SUPPLIED INFORMATION »
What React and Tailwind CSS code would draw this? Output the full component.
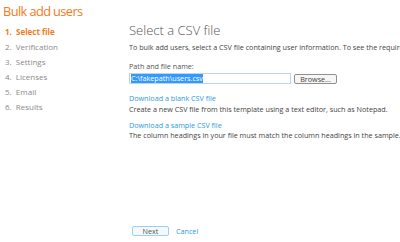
export default function App() {
  const steps = ['Verification', 'Settings', 'Licenses', 'Email', 'Results'];
  return (
    <div className="w-[400px] h-[242px] bg-white overflow-hidden flex flex-col font-['Open_Sans',sans-serif]">
      <h1 className="h-[22px] pl-[3px] pt-[1px] text-[12.8px] leading-[20px] text-[#f37a22] tracking-[-0.6px]">
        Bulk add users
      </h1>
      <div className="flex flex-1 min-h-0">
        <ul className="w-[129px] shrink-0 pt-[2px] pl-[5px] text-[8px] leading-[15px]">
          <li className="font-bold text-[#f37a22]">1.&nbsp; Select file</li>
          {steps.map((s, i) => (
            <li key={s} className="text-[#8a8a8a]">{i + 2}.&nbsp; {s}</li>
          ))}
        </ul>
        <div className="flex-1 flex flex-col min-w-0 whitespace-nowrap overflow-hidden text-[7.2px] leading-[10px]">
          <h2 className="text-[13px] leading-[16px] font-light text-[#555]">Select a CSV file</h2>
          <p className="mt-[4px] text-[#444]">
            To bulk add users, select a CSV file containing user information. To see the required format, download a sample file.
          </p>
          <label className="mt-[9px] text-[#555]">Path and file name:</label>
          <div className="mt-[2px] flex items-center gap-[3px]">
            <div className="w-[162px] h-[11px] border border-[#b9d7ef] flex items-center px-[1px]">
              <span className="bg-[#3399ff] text-white leading-[9px]">C:\fakepath\users.csv</span>
            </div>
            <button className="w-[43px] h-[10px] border border-[#8f8f8f] rounded-[2px] bg-[#f6f6f6] leading-[8px] text-[#444]">
              Browse...
            </button>
          </div>
          <a className="mt-[9px] text-[#2b9be0]">Download a blank CSV file</a>
          <p className="mt-[1px] text-[#444]">
            Create a new CSV file from this template using a text editor, such as Notepad.
          </p>
          <a className="mt-[6px] text-[#2b9be0]">Download a sample CSV file</a>
          <p className="text-[#444]">
            The column headings in your file must match the column headings in the sample.
          </p>
          <div className="mt-auto mb-[6px] flex items-center gap-[7px] pl-[3px]">
            <button className="w-[37px] h-[10px] border border-[#9ccff2] rounded-[2px] bg-[#f3f9fe] leading-[8px] text-[#555]">
              Next
            </button>
            <a className="text-[#2b9be0]">Cancel</a>
          </div>
        </div>
      </div>
    </div>
  );
}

TASK TO CARRY OUT » Copy the material above exactly and drop the pictures.

TASK SOLUTION »
What React and Tailwind CSS code would draw this? Output the full component.
export default function App() {
  const steps = ['Verification', 'Settings', 'Licenses', 'Email', 'Results'];
  return (
    <div className="w-[400px] h-[242px] bg-white overflow-hidden flex flex-col font-['Open_Sans',sans-serif]">
      <h1 className="h-[22px] pl-[3px] pt-[1px] text-[12.8px] leading-[20px] text-[#f37a22] tracking-[-0.6px]">
        Bulk add users
      </h1>
      <div className="flex flex-1 min-h-0">
        <ul className="w-[129px] shrink-0 pt-[2px] pl-[5px] text-[8px] leading-[15px]">
          <li className="font-bold text-[#f37a22]">1.&nbsp; Select file</li>
          {steps.map((s, i) => (
            <li key={s} className="text-[#8a8a8a]">{i + 2}.&nbsp; {s}</li>
          ))}
        </ul>
        <div className="flex-1 flex flex-col min-w-0 whitespace-nowrap overflow-hidden text-[7.2px] leading-[10px]">
          <h2 className="text-[13px] leading-[16px] font-light text-[#555]">Select a CSV file</h2>
          <p className="mt-[4px] text-[#444]">
            To bulk add users, select a CSV file containing user information. To see the required format, download a sample file.
          </p>
          <label className="mt-[9px] text-[#555]">Path and file name:</label>
          <div className="mt-[2px] flex items-center gap-[3px]">
            <div className="w-[162px] h-[11px] border border-[#b9d7ef] flex items-center px-[1px]">
              <span className="bg-[#3399ff] text-white leading-[9px]">C:\fakepath\users.csv</span>
            </div>
            <button className="w-[43px] h-[10px] border border-[#8f8f8f] rounded-[2px] bg-[#f6f6f6] leading-[8px] text-[#444]">
              Browse...
            </button>
          </div>
          <a className="mt-[9px] text-[#2b9be0]">Download a blank CSV file</a>
          <p className="mt-[1px] text-[#444]">
            Create a new CSV file from this template using a text editor, such as Notepad.
          </p>
          <a className="mt-[6px] text-[#2b9be0]">Download a sample CSV file</a>
          <p className="text-[#444]">
            The column headings in your file must match the column headings in the sample.
          </p>
          <div className="mt-auto mb-[6px] flex items-center gap-[7px] pl-[3px]">
            <button className="w-[37px] h-[10px] border border-[#9ccff2] rounded-[2px] bg-[#f3f9fe] leading-[8px] text-[#555]">
              Next
            </button>
            <a className="text-[#2b9be0]">Cancel</a>
          </div>
        </div>
      </div>
    </div>
  );
}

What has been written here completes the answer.